August 5, 2010

Something struck me driving to work this morning. I am obsessed with my flowers, yard and just digging in the dirt. Anything associated with my gardening has become what makes me feel wonderfully happy. Even the rocks; I moved three buckets full of rocks before I started getting ready for work this morning. We have all kinds of rocks that have been brought in at different times in landscape. Since last fall I have been separating these rocks by shape and size to different flower and vegetable beds in the back yard. There is pepper plants one plant in each round bed. Then there are cucumber plants along the same stretch of brick wall. Along the wall I have gotten out all the big dark colored rocks leaving only the pebbles. Around all of the plants I have gathered the round white rocks building circular trim around the plants. This being said, I am a garden nut, I realized that more as I write this.

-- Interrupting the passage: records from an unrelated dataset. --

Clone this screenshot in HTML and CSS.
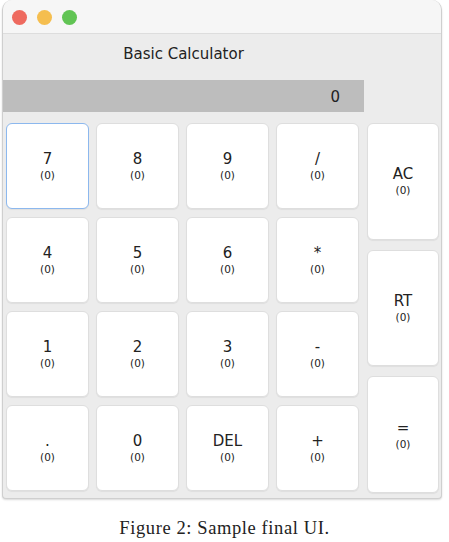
FILE: index.html
```html
<!DOCTYPE html>
<html lang="en">
<head>
  <meta charset="UTF-8">
  <title>Basic Calculator</title>
  <link rel="stylesheet" href="styles.css">
</head>
<body>
  <div class="window">
    <div class="titlebar">
      <span class="light red"></span>
      <span class="light yellow"></span>
      <span class="light green"></span>
    </div>
    <div class="content">
      <div class="top">
        <div class="title">Basic Calculator</div>
        <div class="display">0</div>
      </div>
      <div class="keys">
        <div class="pad">
          <button class="key focus"><span class="label">7</span><span class="count">(0)</span></button>
          <button class="key"><span class="label">8</span><span class="count">(0)</span></button>
          <button class="key"><span class="label">9</span><span class="count">(0)</span></button>
          <button class="key"><span class="label">/</span><span class="count">(0)</span></button>
          <button class="key"><span class="label">4</span><span class="count">(0)</span></button>
          <button class="key"><span class="label">5</span><span class="count">(0)</span></button>
          <button class="key"><span class="label">6</span><span class="count">(0)</span></button>
          <button class="key"><span class="label">*</span><span class="count">(0)</span></button>
          <button class="key"><span class="label">1</span><span class="count">(0)</span></button>
          <button class="key"><span class="label">2</span><span class="count">(0)</span></button>
          <button class="key"><span class="label">3</span><span class="count">(0)</span></button>
          <button class="key"><span class="label">-</span><span class="count">(0)</span></button>
          <button class="key"><span class="label">.</span><span class="count">(0)</span></button>
          <button class="key"><span class="label">0</span><span class="count">(0)</span></button>
          <button class="key"><span class="label">DEL</span><span class="count">(0)</span></button>
          <button class="key"><span class="label">+</span><span class="count">(0)</span></button>
        </div>
        <div class="side">
          <button class="key"><span class="label">AC</span><span class="count">(0)</span></button>
          <button class="key"><span class="label">RT</span><span class="count">(0)</span></button>
          <button class="key"><span class="label">=</span><span class="count">(0)</span></button>
        </div>
      </div>
    </div>
  </div>
  <p class="caption">Figure 2: Sample final UI.</p>
</body>
</html>
```

FILE: styles.css
```css
body {
  margin: 0;
  background: #fff;
  font-family: "DejaVu Sans", "Open Sans", sans-serif;
  color: #222;
}
.window {
  margin-left: 2px;
  width: 438px;
  height: 498px;
  border: 1px solid #cfcfcf;
  border-top: none;
  border-radius: 10px 10px 4px 4px;
  background: #ececec;
  overflow: hidden;
  box-shadow: 0 1px 2px rgba(0,0,0,0.15);
}
.titlebar {
  height: 33px;
  background: #f6f6f6;
  border-bottom: 1px solid #dddddd;
  display: flex;
  align-items: center;
  gap: 10px;
  padding-left: 9px;
}
.light {
  width: 15px;
  height: 15px;
  border-radius: 50%;
  margin-top: 1px;
}
.red { background: #ee6a5f; }
.yellow { background: #f5be4f; }
.green { background: #61c454; }
.top {
  width: 361px;
}
.title {
  height: 40px;
  line-height: 40px;
  margin-bottom: 6px;
  text-align: center;
  font-size: 15px;
}
.display {
  height: 32px;
  line-height: 34px;
  background: #bdbdbd;
  text-align: right;
  padding-right: 24px;
  font-size: 15px;
}
.keys {
  display: flex;
  gap: 8px;
  padding: 11px 0 0 3px;
}
.pad {
  display: grid;
  grid-template-columns: repeat(4, 83px);
  grid-template-rows: repeat(4, 86px);
  column-gap: 7px;
  row-gap: 8px;
}
.side {
  width: 72px;
  height: 370px;
  display: flex;
  flex-direction: column;
  gap: 10px;
}
.side .key {
  flex: 1;
}
.key {
  display: flex;
  flex-direction: column;
  align-items: center;
  justify-content: center;
  background: #fff;
  border: 1px solid #dedede;
  border-radius: 6px;
  font-family: inherit;
  color: #222;
  padding: 0;
  box-shadow: 0 1px 1px rgba(0,0,0,0.06);
}
.key.focus {
  border: 1.5px solid #8cb8ee;
}
.label {
  font-size: 15px;
  line-height: 18px;
}
.count {
  font-size: 10.5px;
  line-height: 14px;
}
.caption {
  margin: 19px 0 0;
  text-align: center;
  font-family: "Liberation Serif", "DejaVu Serif", serif;
  font-size: 18.5px;
  letter-spacing: 0.6px;
  color: #222;
}
```
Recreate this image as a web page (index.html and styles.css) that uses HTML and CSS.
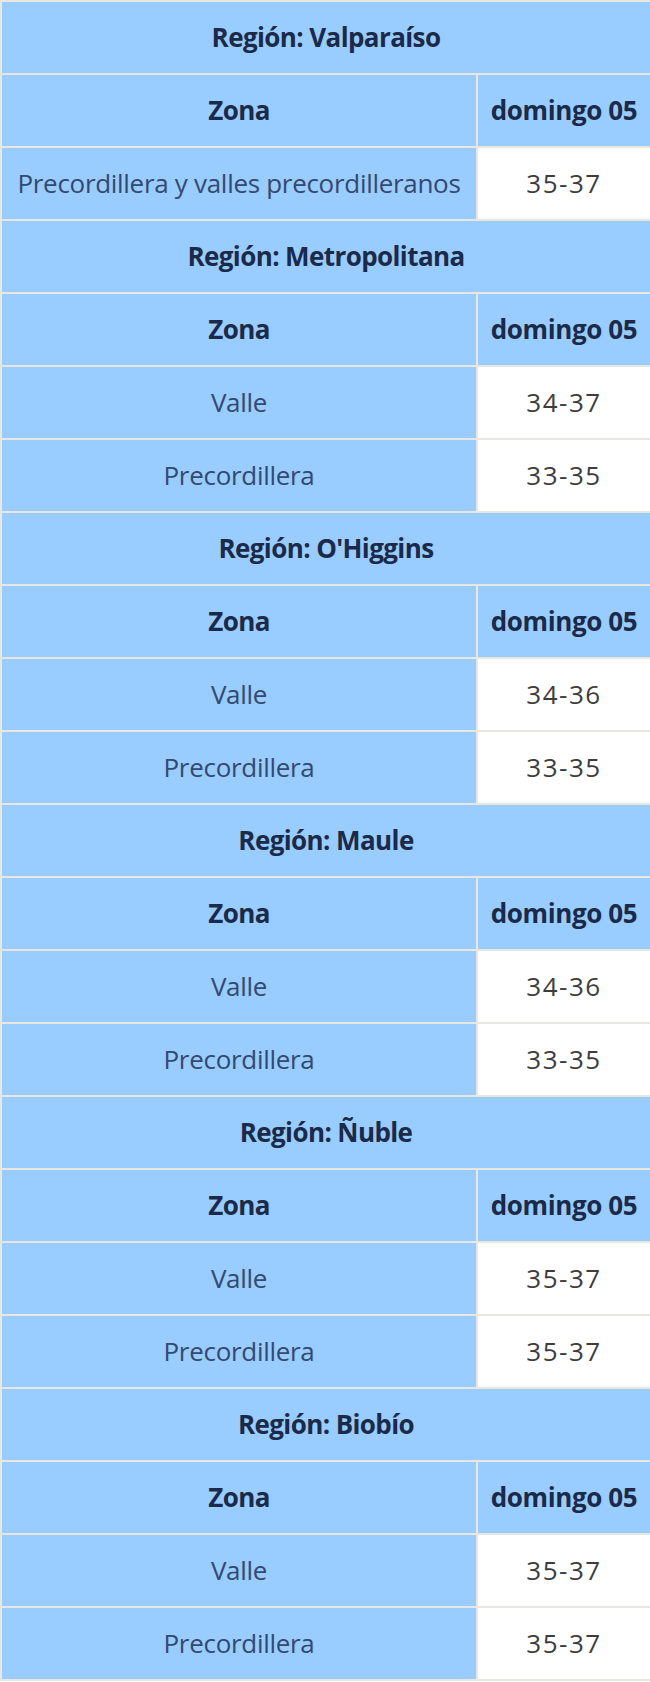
FILE: index.html
```html
<!DOCTYPE html>
<html lang="es">
<head>
<meta charset="utf-8">
<title>Temperaturas</title>
<link rel="stylesheet" href="styles.css">
</head>
<body>
<table class="temps">
  <colgroup>
    <col class="col-zone">
    <col class="col-day">
  </colgroup>
  <tbody>
    <tr><th class="region" colspan="2">Región: Valparaíso</th></tr>
    <tr><th class="zona">Zona</th><th class="dia">domingo 05</th></tr>
    <tr><td class="zone-name">Precordillera y valles precordilleranos</td><td class="val">35-37</td></tr>

    <tr><th class="region" colspan="2">Región: Metropolitana</th></tr>
    <tr><th class="zona">Zona</th><th class="dia">domingo 05</th></tr>
    <tr><td class="zone-name">Valle</td><td class="val">34-37</td></tr>
    <tr><td class="zone-name">Precordillera</td><td class="val">33-35</td></tr>

    <tr><th class="region" colspan="2">Región: O'Higgins</th></tr>
    <tr><th class="zona">Zona</th><th class="dia">domingo 05</th></tr>
    <tr><td class="zone-name">Valle</td><td class="val">34-36</td></tr>
    <tr><td class="zone-name">Precordillera</td><td class="val">33-35</td></tr>

    <tr><th class="region" colspan="2">Región: Maule</th></tr>
    <tr><th class="zona">Zona</th><th class="dia">domingo 05</th></tr>
    <tr><td class="zone-name">Valle</td><td class="val">34-36</td></tr>
    <tr><td class="zone-name">Precordillera</td><td class="val">33-35</td></tr>

    <tr><th class="region" colspan="2">Región: Ñuble</th></tr>
    <tr><th class="zona">Zona</th><th class="dia">domingo 05</th></tr>
    <tr><td class="zone-name">Valle</td><td class="val">35-37</td></tr>
    <tr><td class="zone-name">Precordillera</td><td class="val">35-37</td></tr>

    <tr><th class="region" colspan="2">Región: Biobío</th></tr>
    <tr><th class="zona">Zona</th><th class="dia">domingo 05</th></tr>
    <tr><td class="zone-name">Valle</td><td class="val">35-37</td></tr>
    <tr><td class="zone-name">Precordillera</td><td class="val">35-37</td></tr>
  </tbody>
</table>
</body>
</html>
```

FILE: styles.css
```css
html, body {
  margin: 0;
  padding: 0;
  background: #ffffff;
}

.temps {
  width: 650px;
  border-collapse: collapse;
  table-layout: fixed;
  font-family: "Open Sans", "Noto Sans", sans-serif;
}

.col-zone {
  width: 476px;
}

.col-day {
  width: 174px;
}

.temps th,
.temps td {
  height: 73px;
  padding: 0;
  box-sizing: border-box;
  border: 2px solid #e9e7e2;
  text-align: center;
  vertical-align: middle;
  background: #99ccff;
  font-size: 26px;
  line-height: 1.2;
  white-space: nowrap;
}

.temps th {
  font-weight: 700;
  color: #1b2a48;
  letter-spacing: -0.6px;
}

.temps .dia {
  letter-spacing: -0.4px;
}

.temps .zone-name {
  font-weight: 400;
  color: #34496e;
  letter-spacing: -0.3px;
}

.temps .val {
  background: #ffffff;
  color: #3d3d3d;
  font-weight: 400;
  letter-spacing: 1.5px;
}
```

It is so bad that yesterday I went by and had my finger nails painted. I dug and pulled every piece of grass from the vegetable garden and the flowers. I was wearing gloves, thinking I would not hurt the new polish. I was wrong; this morning there is hardly any of the polish left on my nails not to mention the dirt that I cannot get out from under my nails. I guess being a girly-girl is not what I am meant to be. I had rather dig in the dirt than worry about that lady like junk. Those people who painted my nails must wonder what in this world?I hope that what I have done is not the yard art we decided to call this. I have no gnomes or wind chimes. There are bird feeders, an iron fish, and the pine cones. The iron fish hangs above the fish pond. There are only two humming bird feeders, two of the sock thingy’s and three regular bird feeders. Yes, I have a hobby that is considered therapy from many professionals. Take away the Prozac and Zoloft folks just start digging in the dirt. I promise it will make you so very happy.